Mile 7: After one circuit of the park and some, we were finally out and in Times Square. This turned out to be my favourite part of the run. The road widened so there was more space to run and there was a lot of energy with all the crowd support and the bands playing all kinds of music. (I think the fact the I took a Gu-gel before I exited the park also helped with the energy levels). People were friendly and waving, there were Asha volunteers to high-five along the way and Nilesh had caught up with me so I also had a running buddy. The 10K point went by super quick. I made sure I waved at whichever brightroom camera I could spot along the way, since Kray and his giant camera were nowhere to be seen :) We seemed to be going strong and we knew that there would be a cheering squad at the 10 mile point so that was definitely something to look forward to. I was starting to feel the heat and went straight for the misting station as soon as I spotted it.

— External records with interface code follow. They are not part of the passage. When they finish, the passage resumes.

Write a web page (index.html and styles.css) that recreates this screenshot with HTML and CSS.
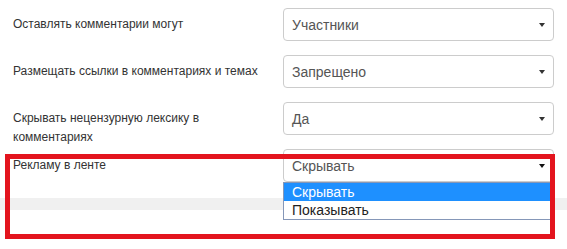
FILE: index.html
```html
<!DOCTYPE html>
<html lang="ru">

<head>
  <meta charset="UTF-8" />
  <title>Настройки сообщества</title>
  <link rel="stylesheet" href="styles.css">
</head>

<body>
  <div class="settings">
    <!-- Comments -->
    <div class="row">
      <label class="row-label">Оставлять комментарии могут</label>
      <div class="select">
        <span>Участники</span>
        <svg class="caret" width="6" height="4" viewBox="0 0 6 4"><path d="M0 0h6L3 4z" /></svg>
      </div>
    </div>

    <div class="row">
      <label class="row-label">Размещать ссылки в комментариях и темах</label>
      <div class="select">
        <span>Запрещено</span>
        <svg class="caret" width="6" height="4" viewBox="0 0 6 4"><path d="M0 0h6L3 4z" /></svg>
      </div>
    </div>

    <div class="row">
      <label class="row-label">Скрывать нецензурную лексику в комментариях</label>
      <div class="select">
        <span>Да</span>
        <svg class="caret" width="6" height="4" viewBox="0 0 6 4"><path d="M0 0h6L3 4z" /></svg>
      </div>
    </div>

    <!-- Ads (open dropdown) -->
    <div class="row">
      <label class="row-label">Рекламу в ленте</label>
      <div class="select open">
        <span>Скрывать</span>
        <svg class="caret" width="6" height="4" viewBox="0 0 6 4"><path d="M0 0h6L3 4z" /></svg>
        <ul class="options">
          <li class="selected">Скрывать</li>
          <li>Показывать</li>
        </ul>
      </div>
    </div>
  </div>

  <div class="band"></div>

  <div class="highlight"></div>
</body>

</html>
```

FILE: styles.css
```css
body {
  font-family: "Liberation Sans", Arial, sans-serif;
  background-color: white;
  color: #333;
  margin: 0;
  position: relative;
  height: 249px;
  overflow: hidden;
}

.settings {
  padding: 8px 13px 0;
  display: grid;
  row-gap: 14px;
}

.row {
  display: grid;
  grid-template-columns: 1fr 271px;
  column-gap: 15px;
  align-items: start;
  height: 33px;
}

.row-label {
  font-size: 12px;
  line-height: 19px;
  padding-top: 7px;
  padding-right: 10px;
  color: #333;
}

.select {
  position: relative;
  height: 33px;
  box-sizing: border-box;
  border: 1px solid #ccc;
  border-radius: 4px;
  padding: 0 8px;
  display: flex;
  align-items: center;
  justify-content: space-between;
  font-size: 14px;
  color: #555;
}

.caret {
  fill: #333;
}

.select.open .caret {
  fill: #111;
}

.options {
  position: absolute;
  left: -1px;
  right: -1px;
  top: 32px;
  margin: 0;
  padding: 0;
  list-style: none;
  background: white;
  border: 1px solid #8597b8;
  z-index: 2;
}

.options li {
  height: 18px;
  line-height: 18px;
  padding: 0 8px;
  font-size: 14px;
  color: #222;
}

.options li.selected {
  background: #1e90ff;
  color: white;
}

.band {
  margin-top: 16px;
  height: 12px;
  background: #f0f0f0;
}

.highlight {
  position: absolute;
  left: 5px;
  top: 154px;
  width: 550px;
  height: 85px;
  box-sizing: border-box;
  border: 5px solid #e3141e;
  z-index: 3;
}
```
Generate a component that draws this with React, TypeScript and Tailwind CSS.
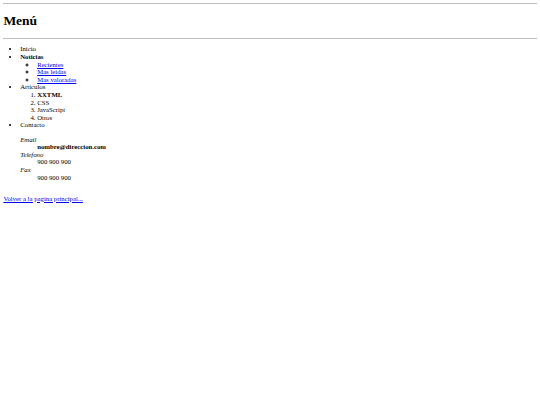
export default function App() {
  return (
    <div className="min-h-[405px] bg-white px-[3.375px] pt-[3.375px] font-['Liberation_Serif',serif] text-[6.75px] leading-[7.6px] text-black">
      <div className="h-[0.85px] bg-[#bdbdbd]" />
      <h1 className="mt-[9.05px] mb-[9.05px] text-[13.5px] font-bold leading-[15.5px]">Menú</h1>
      <div className="h-[0.85px] bg-[#bdbdbd]" />

      <ul className="mt-[6.75px] list-disc pl-[16.875px]">
        <li>Inicio</li>
        <li>
          <strong>Noticias</strong>
          <ul className="list-[circle] pl-[16.875px]">
            <li><a href="#" className="text-[#0000ee] underline">Recientes</a></li>
            <li><a href="#" className="text-[#0000ee] underline">Mas leidas</a></li>
            <li><a href="#" className="text-[#0000ee] underline">Mas valoradas</a></li>
          </ul>
        </li>
        <li>
          Articulos
          <ol className="list-decimal pl-[16.875px]">
            <li><strong>XXTML</strong></li>
            <li>CSS</li>
            <li>JavaScript</li>
            <li>Otros</li>
          </ol>
        </li>
        <li>
          Contacto
          <dl className="my-[6.75px]">
            <dt><em>Email</em></dt>
            <dd className="ml-[16.875px]"><strong>nombre@direccion.com</strong></dd>
            <dt><em>Telefono</em></dt>
            <dd className="ml-[16.875px]">900 900 900</dd>
            <dt><em>Fax</em></dt>
            <dd className="ml-[16.875px]">900 900 900</dd>
          </dl>
        </li>
      </ul>

      <p className="mt-[13.5px]">
        <a href="#" className="text-[#0000ee] underline">Volver a la pagina principal...</a>
      </p>
    </div>
  );
}
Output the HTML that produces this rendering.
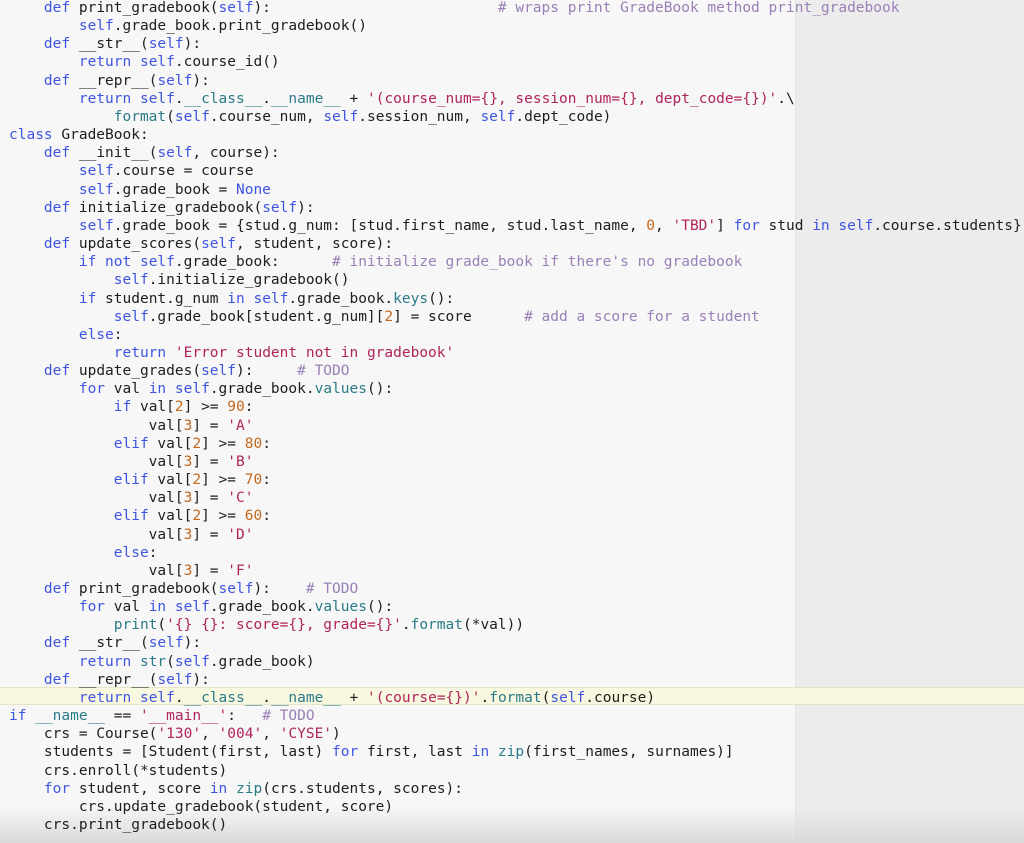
<!DOCTYPE html>
<html><head><meta charset="utf-8"><style>
html,body{margin:0;padding:0;width:1024px;height:843px;overflow:hidden;background:#f7f7f7}
.rp{position:absolute;left:795px;top:0;width:229px;height:843px;background:#ececec;border-left:1px solid #e4e4e4}
.bot{position:absolute;left:0;top:805px;width:1024px;height:38px;background:linear-gradient(rgba(220,220,220,0),rgba(215,215,215,0.9))}
.hl{position:absolute;left:0;top:687px;width:1024px;height:16px;background:#f8f7df;border-top:1px solid #e6e4c4;border-bottom:1px solid #e6e4c4}
pre{position:absolute;left:9px;top:-1px;margin:0;font-family:"DejaVu Sans Mono","Liberation Mono",monospace;font-size:14.5px;line-height:18.15px;color:#1e1e1e}
.k{color:#3f55e0}.s{color:#b0245c}.n{color:#c2691e}.c{color:#9a80b6}.t{color:#2a7b88}
</style></head><body>
<div class="rp"></div><div class="hl"></div><div class="bot"></div>
<pre>    <span class="k">def</span> print_gradebook(<span class="k">self</span>):                          <span class="c"># wraps print GradeBook method print_gradebook</span>
        <span class="k">self</span>.grade_book.print_gradebook()
    <span class="k">def</span> __str__(<span class="k">self</span>):
        <span class="k">return</span> <span class="k">self</span>.course_id()
    <span class="k">def</span> __repr__(<span class="k">self</span>):
        <span class="k">return</span> <span class="k">self</span>.<span class="t">__class__</span>.<span class="t">__name__</span> + <span class="s">'(course_num={}, session_num={}, dept_code={})'</span>.\
            <span class="t">format</span>(<span class="k">self</span>.course_num, <span class="k">self</span>.session_num, <span class="k">self</span>.dept_code)
<span class="k">class</span> GradeBook:
    <span class="k">def</span> __init__(<span class="k">self</span>, course):
        <span class="k">self</span>.course = course
        <span class="k">self</span>.grade_book = <span class="k">None</span>
    <span class="k">def</span> initialize_gradebook(<span class="k">self</span>):
        <span class="k">self</span>.grade_book = {stud.g_num: [stud.first_name, stud.last_name, <span class="n">0</span>, <span class="s">'TBD'</span>] <span class="k">for</span> stud <span class="k">in</span> <span class="k">self</span>.course.students}
    <span class="k">def</span> update_scores(<span class="k">self</span>, student, score):
        <span class="k">if not</span> <span class="k">self</span>.grade_book:      <span class="c"># initialize grade_book if there's no gradebook</span>
            <span class="k">self</span>.initialize_gradebook()
        <span class="k">if</span> student.g_num <span class="k">in</span> <span class="k">self</span>.grade_book.<span class="t">keys</span>():
            <span class="k">self</span>.grade_book[student.g_num][<span class="n">2</span>] = score      <span class="c"># add a score for a student</span>
        <span class="k">else</span>:
            <span class="k">return</span> <span class="s">'Error student not in gradebook'</span>
    <span class="k">def</span> update_grades(<span class="k">self</span>):     <span class="c"># TODO</span>
        <span class="k">for</span> val <span class="k">in</span> <span class="k">self</span>.grade_book.<span class="t">values</span>():
            <span class="k">if</span> val[<span class="n">2</span>] &gt;= <span class="n">90</span>:
                val[<span class="n">3</span>] = <span class="s">'A'</span>
            <span class="k">elif</span> val[<span class="n">2</span>] &gt;= <span class="n">80</span>:
                val[<span class="n">3</span>] = <span class="s">'B'</span>
            <span class="k">elif</span> val[<span class="n">2</span>] &gt;= <span class="n">70</span>:
                val[<span class="n">3</span>] = <span class="s">'C'</span>
            <span class="k">elif</span> val[<span class="n">2</span>] &gt;= <span class="n">60</span>:
                val[<span class="n">3</span>] = <span class="s">'D'</span>
            <span class="k">else</span>:
                val[<span class="n">3</span>] = <span class="s">'F'</span>
    <span class="k">def</span> print_gradebook(<span class="k">self</span>):    <span class="c"># TODO</span>
        <span class="k">for</span> val <span class="k">in</span> <span class="k">self</span>.grade_book.<span class="t">values</span>():
            <span class="t">print</span>(<span class="s">'{} {}: score={}, grade={}'</span>.<span class="t">format</span>(*val))
    <span class="k">def</span> __str__(<span class="k">self</span>):
        <span class="k">return</span> <span class="t">str</span>(<span class="k">self</span>.grade_book)
    <span class="k">def</span> __repr__(<span class="k">self</span>):
        <span class="k">return</span> <span class="k">self</span>.<span class="t">__class__</span>.<span class="t">__name__</span> + <span class="s">'(course={})'</span>.<span class="t">format</span>(<span class="k">self</span>.course)
<span class="k">if</span> <span class="t">__name__</span> == <span class="s">'__main__'</span>:   <span class="c"># TODO</span>
    crs = Course(<span class="s">'130'</span>, <span class="s">'004'</span>, <span class="s">'CYSE'</span>)
    students = [Student(first, last) <span class="k">for</span> first, last <span class="k">in</span> <span class="t">zip</span>(first_names, surnames)]
    crs.enroll(*students)
    <span class="k">for</span> student, score <span class="k">in</span> <span class="t">zip</span>(crs.students, scores):
        crs.update_gradebook(student, score)
    crs.print_gradebook()</pre>
</body></html>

15K : As we turned on to the West Side Highway, I spotted the 15K sign and a cheering squad led by Jess. She high-fived us with a cheering, "Take it home, guys!" From there on, I figured it was another 5K, I would finish eventually. The last 5K turned out to be harder than I had thought. It was getting hotter, and there was no tree cover. We were on the West Side Highway and I should have seen the river on my right, but I have no recollection of it. My thighs were starting to complain and I was just focussing on getting from one water station to the next. I was drinking Gatorade for some energy but after two Gatorade stops I was feeling full so I had to stop. Nilesh went ahead, I could still see him but I had no real desire to try and catch up. From Mile 11 to Mile 12 seemed like a while. After a seemingly long time, I finally hit the finish line. The gun time was - 2:26:13, better than the gun time on my previous Half-Marathons in Mumbai. Gratefully took a cup of Gatorade from Abhishek at the finish line and slowly meandered through grabbing a cold towel and some pretzels. Eventually found other people, including Coach Uli. From there on, it was all over but the posing for pictures and grinning inanely at having finished another Half-marathon!
I'm mostly recovered from the race, navigating stairs was a little difficult for a few days. But, the real challenge starts now. As my mentor put it, 'Film abhi baaki hai! ' I've run this long before, from now on as my runs get longer, I'll be running distances I've never run before. I'm a little nervous, let's see how things go from here!